March 6, 2023 By Roy Harris
The all-woman cast Hingham Civic Music Theatre has chosen for “The Sweet Delilah Swim Club,” set to open for two weekends April 28 at town hall’s Sanborn Auditorium, includes two actors from Hingham, two from Rockland, and one from Kingston, director Danny Bolton has announced.
Hingham stage veterans Sarah Dewey and Patty Bowes-Phillips play Sheree and Jeri Neal, respectively, with Rockland’s Bonnie Gardner and Carol Cahill as Lexie and Dinah, and Kingston’s Stephanie Baker as Vernadette.
They will combine in an intimate portrayal of “the journey of five women who first met on a competitive swim team and have forged a 50-year-plus bond of friendship,” says the Braintree-based Bolton, esteemed as both an award-winning actor and a director. “I have loved this play from the first time I read it, and found myself laughing out loud.”
Playwrights Jessie Jones, Nicholas Hope and Jamie Wooten, he adds, created scenes that unravel to show the five “reap the inherent joys that such a long-standing bond can bring.” And “at its generous heart” it is about “the bonds that sustain us and make life ‘Sweet.’ It is said that we laugh deepest and longest with the people who have known us deepest and longest, and this play lets us do just that.”

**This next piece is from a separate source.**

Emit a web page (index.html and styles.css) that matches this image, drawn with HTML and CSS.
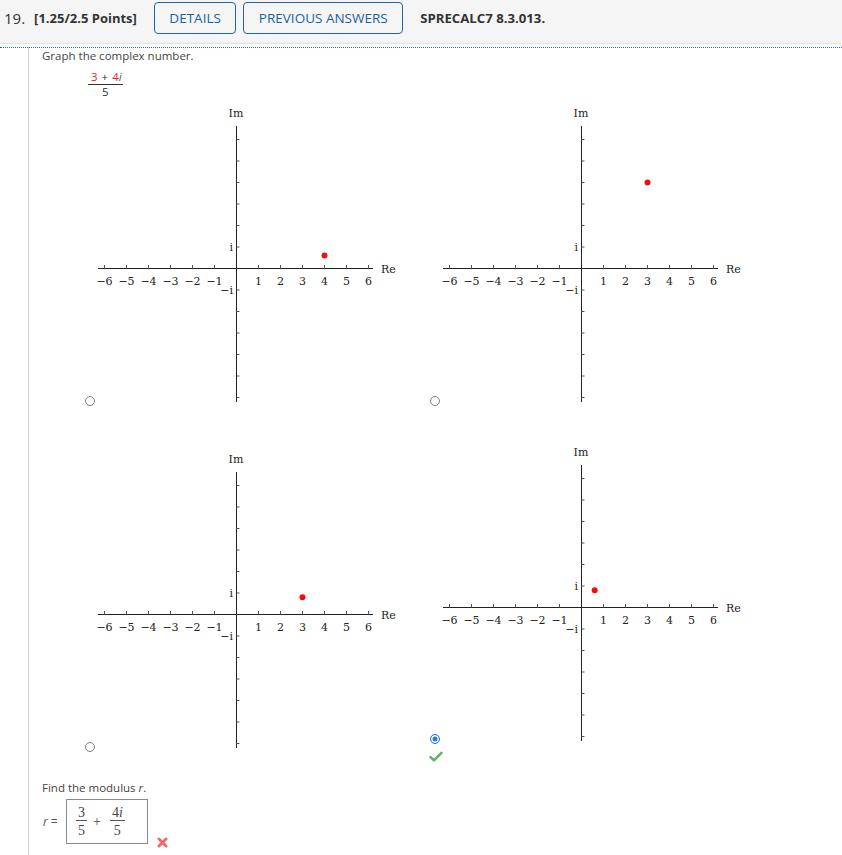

As the HCMT ensemble of Dewey, Bowes-Phillips, Gardner, Cahill and Baker will show, “Bittersweet mixes with hysterical; tears of laughter spring from tears of sadness,” says the director, a Boston College graduate who has played the Shubert Theatre, Lyric Stage, and Company Theatre and other local venues. His acting has garnered coveted IRNE awards for Best Featured Actor and Best Actor in a Musical, a BroadwayWorld Award for Best Featured Actor, along with a Moss Hart Award for Excellence in Theatre. He has been an Actors Equity Association member since 1995.
The April 28-29 opening will be followed the next weekend, May 6-7, at Sanborn, 210 Central St. Ticket information will be available soon.
Roy Harris is a Hingham-based journalist who has acted in South Shore community theater productions for two decades.